When the first distro-based advisory comes out, they often tend not to use the phrasing used in the original advisory (which we’ve crafted on for weeks and coordinated with vendor-sec) but they instead offer their own interpretation. This isn’t necessarily a bad thing, but when the guys simplify matters they tend to blur out the actual cause and make the real issue hard to understand. Not to mention that when the first guy had done a mistake, most others just repeat that without thinking.

Credit to the doers

The craft of hunting down security problems in software and the art of then creating a fix for that problem is very time consuming and takes a fair amount of skill and patience. Yet some people do this. Some of those even track down problems in open source code bases and tell the projects about the issues to give them a chance to fix them befor they’re made public.

Those people are good people that we need.

In the open source world, and in fact in a lot of other places too, the just about only reward we can offer guys who do outstanding work like this is with attribution. Give credit where credit is due. Mention the guy who did the job!

Distro advisories are not good

Very often the subsequent advisories go the lazy route and they borrow their advisory explanation from another distro’s advisory. Still not using the original explanation. They like short and not too detailed explanations. Factual errors seem to not be too important.

Very few distro-advisories give any credit to the original guy who found the error. The only one thing we can offer as payment is then neglected and this is more of an established practise than a mistake. All distros do this. At best they refer to a CVE number for the flaw, but CVE numbers have the great disadvantage that they very rarely reveal any particular details about the flaw until a long time after the advisory is made.

Not only do they often not credit the originator, they also rarely link back to the original advisory or even the advisory the originator sent out (sometimes they’re sent out independently) – so getting the full description from the actual upstream project is harder than it has to be. They do however generally  link to their own site, using their own issue number for the security problem. If things are good, you can find references to the original in that web page they link to.
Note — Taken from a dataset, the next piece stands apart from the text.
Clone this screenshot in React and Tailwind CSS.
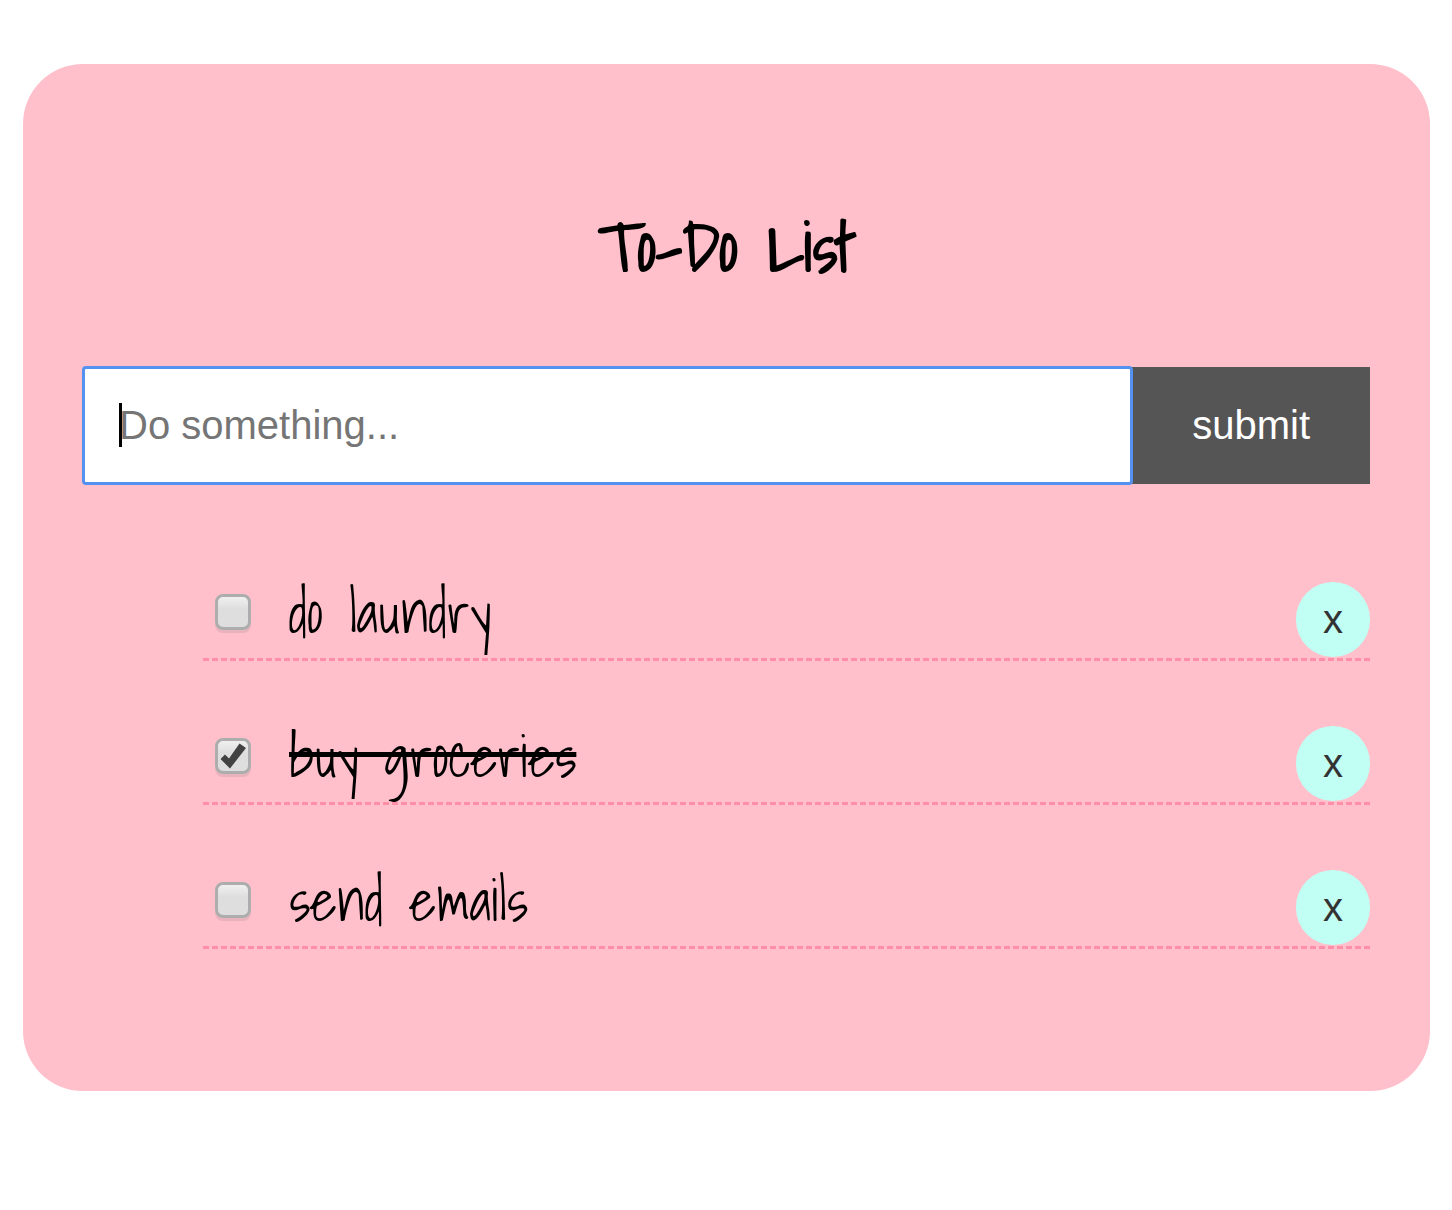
import { useState } from "react";

const initialItems = [
  { id: "laundry", label: "do laundry", done: false },
  { id: "groceries", label: "buy groceries", done: true },
  { id: "emails", label: "send emails", done: false },
];

function TodoItem({ item, onToggle, onRemove }) {
  return (
    <li className="mb-[65px] flex h-[79px] items-start border-b-3 border-dashed border-[#ff8fa8] pl-3 last:mb-0">
      <span className="relative mt-3 size-9 shrink-0">
        <input
          id={item.id}
          type="checkbox"
          checked={item.done}
          onChange={() => onToggle(item.id)}
          className="block size-9 appearance-none rounded-[8px] border-3 border-[#adadad] bg-linear-to-b from-[#f0f0f0] to-[#dedede] to-40% shadow-[0_3px_0_#e9b3bd]"
        />
        {item.done && (
          <svg viewBox="0 0 36 36" className="pointer-events-none absolute inset-0 size-9" aria-hidden="true">
            <path d="M5.500 21 L10 16.500 L14 20.500 L24.500 5.500 L31 10 L15 30.500 Z" fill="#424242" />
          </svg>
        )}
      </span>
      <label
        htmlFor={item.id}
        className={
          item.done
            ? "ml-[38px] grow text-[58px] leading-[60px] whitespace-nowrap line-through decoration-[5px]"
            : "ml-[38px] grow text-[58px] leading-[60px] whitespace-nowrap"
        }
      >
        {item.label}
      </label>
      <button
        type="button"
        onClick={() => onRemove(item.id)}
        aria-label={"Remove " + item.label}
        className="h-[75px] w-[74px] shrink-0 rounded-full bg-[#c1fff4] font-['Liberation_Sans',Arial,sans-serif] text-[40px] leading-[75px] text-[#333]"
      >
        x
      </button>
    </li>
  );
}

export default function App() {
  const [items, setItems] = useState(initialItems);
  const [draft, setDraft] = useState("");

  const toggle = (id) => setItems(items.map((i) => (i.id === id ? { ...i, done: !i.done } : i)));
  const remove = (id) => setItems(items.filter((i) => i.id !== id));
  const add = (e) => {
    e.preventDefault();
    if (!draft.trim()) return;
    setItems([...items, { id: "item-" + Date.now(), label: draft, done: false }]);
    setDraft("");
  };

  return (
    <div className="min-h-screen bg-white pt-16 pb-16">
      <main className="mr-[22px] ml-[23px] rounded-[60px] bg-[#ffc0cb] px-[60px] pt-[140px] pb-[142px] font-['Shadows_Into_Light','Liberation_Sans_Narrow','Liberation_Sans',sans-serif] text-black">
        <h1 className="text-center text-[67px] leading-[84px] font-bold">To-Do List</h1>

        <form onSubmit={add} className="mt-[79px] flex h-[117px] font-['Liberation_Sans',Arial,sans-serif] text-[40px]">
          <div className="relative min-w-0 grow">
            <input
              type="text"
              aria-label="New task"
              placeholder="Do something..."
              value={draft}
              onChange={(e) => setDraft(e.target.value)}
              className="h-full w-full rounded-[3px] bg-white px-9 outline-3 -outline-offset-2 outline-[#5491f0] placeholder:text-[#757575]"
            />
            {!draft && <span className="pointer-events-none absolute top-9 left-9 h-11 w-[3px] bg-black" />}
          </div>
          <button type="submit" className="shrink-0 bg-[#555] px-[60px] pb-0.5 text-white">
            submit
          </button>
        </form>

        <ul className="mt-[98px] ml-[120px]">
          {items.map((item) => (
            <TodoItem key={item.id} item={item} onToggle={toggle} onRemove={remove} />
          ))}
        </ul>
      </main>
    </div>
  );
}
I’ve also seen several distro advisories that simply don’t at all mention what patches they’ve applied or what particular upstream changset they’ve backported.
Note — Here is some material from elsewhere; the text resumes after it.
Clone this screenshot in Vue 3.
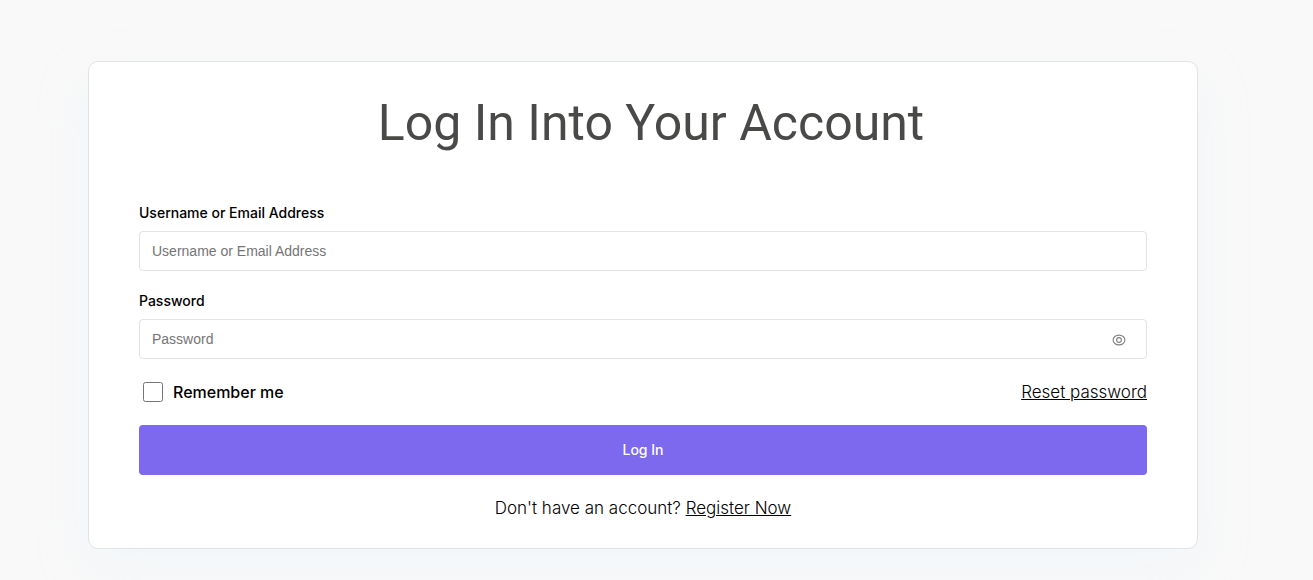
<script setup>
import { ref } from 'vue';

const username = ref('')
const password = ref('')
const remember = ref(false)
const isShowPassword = ref(false)

function togglePassword(){
    isShowPassword.value = !isShowPassword.value
}
</script>

<template>
    <main class="login-page">
        <form class="login-card" @submit.prevent>
            <h1 class="login-title">Log In Into Your Account</h1>
            <div class="form-field">
                <label class="field-label" for="username">Username or Email Address</label>
                <input class="field-input" id="username" type="text" v-model="username" placeholder="Username or Email Address">
            </div>
            <div class="form-field">
                <label class="field-label" for="password">Password</label>
                <div class="password-box">
                    <input class="field-input" id="password" :type="isShowPassword ? 'text' : 'password'" v-model="password" placeholder="Password">
                    <button class="eye-btn" type="button" aria-label="Show password" @click="togglePassword">
                        <svg width="14" height="12" viewBox="0 0 14 12" fill="none" stroke="currentColor" stroke-width="1.1">
                            <ellipse cx="7" cy="6" rx="5.9" ry="4.9" />
                            <circle cx="7" cy="6" r="2.4" />
                        </svg>
                    </button>
                </div>
            </div>
            <div class="options-row">
                <div class="remember">
                    <input class="remember-check" id="remember" type="checkbox" v-model="remember">
                    <label class="remember-label" for="remember">Remember me</label>
                </div>
                <a class="link" href="#">Reset password</a>
            </div>
            <button class="login-btn" type="submit">Log In</button>
            <p class="register">Don't have an account? <a class="link" href="#">Register Now</a></p>
        </form>
    </main>
</template>

<style>
body {
    margin: 0;
    background-color: #f9f9f9;
}
</style>

<style scoped>
.login-page{
    box-sizing: border-box;
    min-height: 100vh;
    padding: 61px 115px 31px 88px;
    overflow: hidden;
    font-family: Inter, "Liberation Sans", sans-serif;
    font-size: 17px;
    font-weight: 300;
    line-height: 24px;
    color: #000;
}
.login-card{
    padding: 31px 50px 28px;
    border: 1px solid #e3e3e3;
    border-radius: 10px;
    background-color: white;
    box-shadow: 0 20px 50px rgba(225, 238, 250, 0.25);
}
.login-title{
    margin: 0 0 50px;
    padding-left: 16px;
    font-family: Roboto, sans-serif;
    font-size: 50px;
    font-weight: 400;
    line-height: 60px;
    text-align: center;
    color: #494947;
}
.form-field{
    margin-bottom: 20px;
}
.field-label{
    display: block;
    margin-bottom: 8px;
    font-size: 14px;
    font-weight: 500;
    line-height: 20px;
}
.field-input{
    display: block;
    box-sizing: border-box;
    width: 100%;
    height: 40px;
    padding: 0 12px;
    border: 1px solid #e3e3e3;
    border-radius: 4px;
    background-color: white;
    font-family: "Liberation Sans", Arial, sans-serif;
    font-size: 14px;
    color: #000;
}
.field-input::placeholder{
    color: #757575;
}
.password-box{
    position: relative;
}
.password-box .field-input{
    padding-right: 48px;
}
.eye-btn{
    position: absolute;
    top: 0;
    right: 12px;
    display: flex;
    align-items: center;
    justify-content: center;
    width: 32px;
    height: 42px;
    padding: 0;
    border: none;
    background: none;
    color: #808080;
    cursor: pointer;
}
.options-row{
    display: flex;
    align-items: center;
    justify-content: space-between;
    height: 26px;
    margin-bottom: 20px;
}
.remember{
    display: flex;
    align-items: center;
}
.remember-check{
    width: 20px;
    height: 20px;
    margin: 0 10px 0 4px;
}
.remember-label{
    font-size: 16px;
    font-weight: 500;
}
.link{
    color: inherit;
    text-decoration: underline;
}
.login-btn{
    width: 100%;
    height: 50px;
    padding: 0 0 2px;
    border: none;
    border-radius: 4px;
    background-color: #7d69ee;
    font-family: inherit;
    font-size: 14px;
    font-weight: 500;
    color: white;
    cursor: pointer;
}
.register{
    margin: 21px 0 0;
    text-align: center;
}
</style>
In this latest advisory from curl, the common repeated mistake was that the certificate flaw concerned the Common Name field (and it implied that it was only about that field) which is wrong, and which is why the original advisory didn’t explicitly mention that field. It also affects the subjectAltName field and that’s at least – if not more – as important to address for this particular flaw. The flaw also only concerned curl built to use OpenSSL, which was a fact that was often not mentioned at all.

What I suggest!

That every vendor and Linux distro that ship security advisories do this:

  1. credit the original problem founder/researcher. This way the glory and fame goes to the person(s) who often did a lot of research and hard work.
  2. link to the original advisory so that everyone who wants to can get the info and details from the upstream project and their ideas of what the problems are and what the best fixes or work-arounds might be
  3. fact-check your error/solution description better and don’t just repeat what someone else wrote unless you know that’s an accurate description
  4. don’t repeat others’ simplifications and errors. The act of duplicating someone else’s description is pretty low in general and it would often only be a signal that you haven’t understood the issue in the first place. If you have a rule to not copy others you won’t risk copying their mistakes.